The anchor of the TVO’s Agenda program, Steve Paikin, said on Monday that a serious journalistic mistake about allegations of sexual misconduct by Patrick Brown likely cost him the premiership of Ontario in 2018.  

That’s fanciful and I told Paikin so.

In his column Paikin failed to mention a damning report from the Province’s Integrity Commissioner which would have been considered by the Ontario Legislature had Brown not resigned first. The Commissioner, David Wake, said Brown’s failure to disclose relevant facts about his finances was, on the evidence,

“deliberate and not through inadvertence”.

I don’t believe something like that – deliberately lying to the Integrity Commissioner (who is an officer of the Provincial Parliament) - should be swept under the carpet or be regarded as something of little or no importance.

Public expect politicians to behave badly

Paikin says he totally disagrees with me:

"The public tends not to take notice of things like reports from the integrity commissioner of Ontario"

and that

“polls suggest the public expects politicians to act badly, which doesn’t say much for our expectations of those in public life”.

Now we see Conservative leadership hopeful, Pierre Poilievre, paint his rival, Patrick Brown, as someone who “lies a lot”.

On the basis of what the Integrity Commissioner found, that is undoubtedly true. 

Turning a blind eye to deliberate lying

But should we turn a blind eye to deliberate lying?

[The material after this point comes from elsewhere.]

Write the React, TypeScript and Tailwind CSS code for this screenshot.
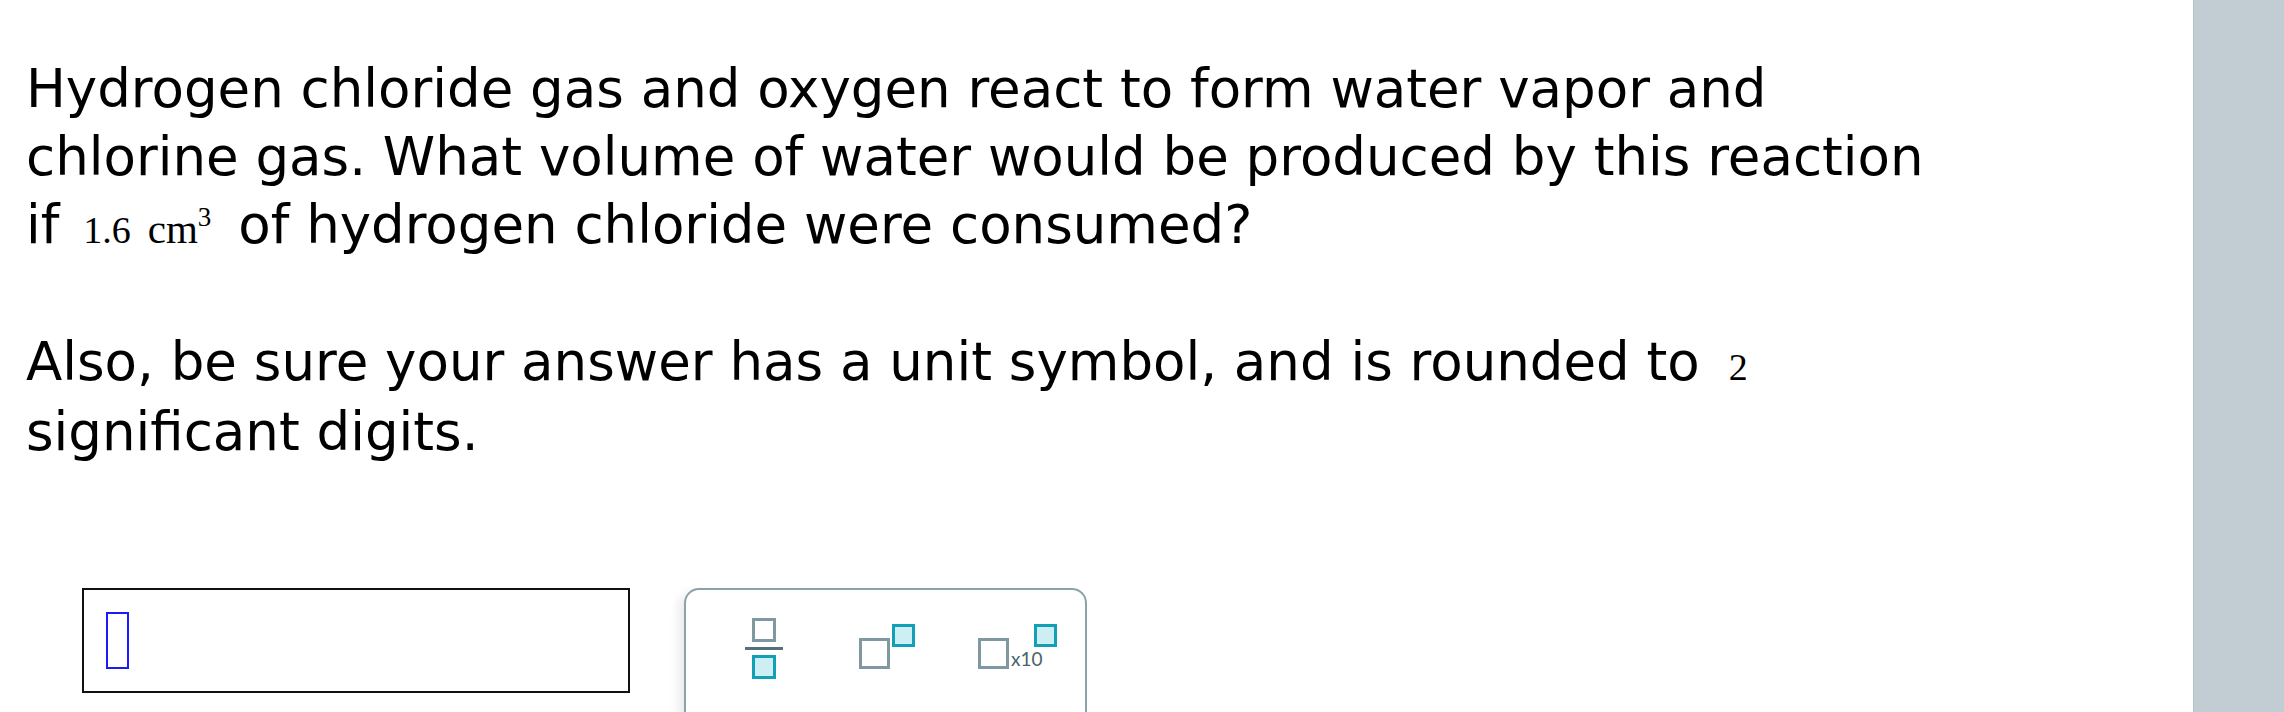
import React from "react";

function GrayBox({ className = "" }: { className?: string }) {
  return <div className={`border-[3px] border-[#7f98a1] bg-white ${className}`} />;
}

function TealBox({ className = "" }: { className?: string }) {
  return <div className={`border-[3px] border-[#12a0b6] bg-[#cdeef3] ${className}`} />;
}

function Palette() {
  return (
    <div className="h-[140px] w-[403px] rounded-t-[15px] border-2 border-b-0 border-[#8aa3ab] bg-white shadow-[-6px_4px_10px_rgba(0,0,0,0.08)]">
      <div className="relative h-full">
        {/* fraction */}
        <div className="absolute left-[59px] top-[28px] flex flex-col items-center">
          <GrayBox className="h-[24px] w-[24px]" />
          <div className="mt-[5px] h-[3px] w-[38px] bg-[#56707a]" />
          <TealBox className="mt-[5px] h-[24px] w-[24px]" />
        </div>
        {/* superscript */}
        <div className="absolute left-[173px] top-[34px] flex items-start">
          <GrayBox className="mt-[14px] h-[31px] w-[31px]" />
          <TealBox className="ml-[2px] h-[23px] w-[23px]" />
        </div>
        {/* x10 */}
        <div className="absolute left-[292px] top-[34px] flex items-start">
          <GrayBox className="mt-[14px] h-[31px] w-[31px]" />
          <span className="mt-[25px] ml-[2px] font-['Lato',sans-serif] text-[19px] leading-[20px] text-[#48636d]">
            x10
          </span>
          <TealBox className="-ml-[9px] h-[23px] w-[23px]" />
        </div>
      </div>
    </div>
  );
}

export default function App() {
  return (
    <div className="flex h-[712px] w-[2284px] overflow-hidden bg-white">
      <main className="flex-1 pl-[26px] pt-[55px] font-['DejaVu_Sans',Verdana,sans-serif] text-[53px] leading-[68px] text-black">
        <p className="whitespace-nowrap">
          Hydrogen chloride gas and oxygen react to form water vapor and
          <br />
          chlorine gas. What volume of water would be produced by this reaction
          <br />
          if{" "}
          <span className="ml-[7px] font-['Liberation_Serif',serif] text-[38px] leading-none">
            1.6<span className="ml-[17px] text-[41px]">cm</span>
            <sup className="relative -top-[17px] align-baseline text-[27px] leading-none">3</sup>
          </span>{" "}
          <span className="ml-[10px]">of hydrogen chloride were consumed?</span>
        </p>
        <p className="mt-[68px] whitespace-nowrap leading-[70px]">
          Also, be sure your answer has a unit symbol, and is rounded to{" "}
          <span className="ml-[12px] font-['Liberation_Serif',serif] text-[38px] leading-none">2</span>
          <br />
          significant digits.
        </p>
        <div className="ml-[56px] mt-[121px] flex items-start gap-[54px]">
          <div className="h-[105px] w-[548px] border-2 border-[#111] bg-white pl-[22px] pt-[22px]">
            <div className="h-[57px] w-[23px] border-2 border-[#1a1aff]" />
          </div>
          <Palette />
        </div>
      </main>
      <aside className="h-full w-[91px] shrink-0 border-l border-[#b3c0c6] bg-[#c1cdd3]" />
    </div>
  );
}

Should it be tolerated or excused? 

In our Westminster system, Ministers who deliberately lie to the Legislature are expected to resign. It is of "paramount importance" that Ministers give accurate and truthful information to Parliament.

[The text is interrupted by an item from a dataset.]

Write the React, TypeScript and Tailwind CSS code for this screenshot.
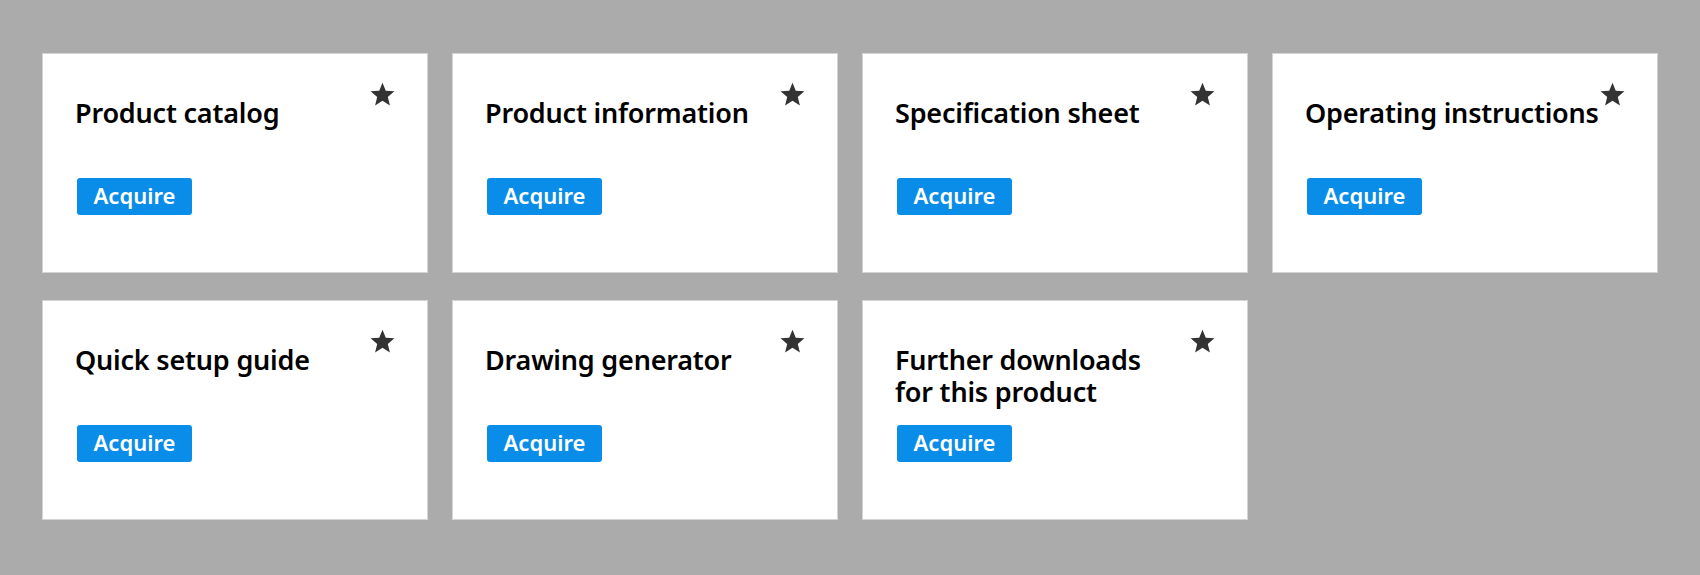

The Speaker will not allow MPs and MPPs to accuse another member of deliberately lying to the Chamber – and if they do the accusation must be withdrawn immediately. Accusing a member of a deliberate lie can only be done on a substantive motion. There are good reasons for these conventions.

But if it is not OK to lie in the Chamber is it OK for the Leader of the Official Opposition to lie to the Integrity Commissioner who is appointed by the Legislature to be its ethics watchdog?

Paikin says that’s OK because the public doesn’t take notice of these things.

Ethical Standards

Paikin tells me Brown "was well on his way to winning a majority government" in the 2018 election.

But would this have happened if the Legislature had backed its own Integrity Commissioner?

I suppose it all depends on how the press and media report these things.

Steve Paikin, for one, would have had more important matters to talk about than the ethical standards of politicians.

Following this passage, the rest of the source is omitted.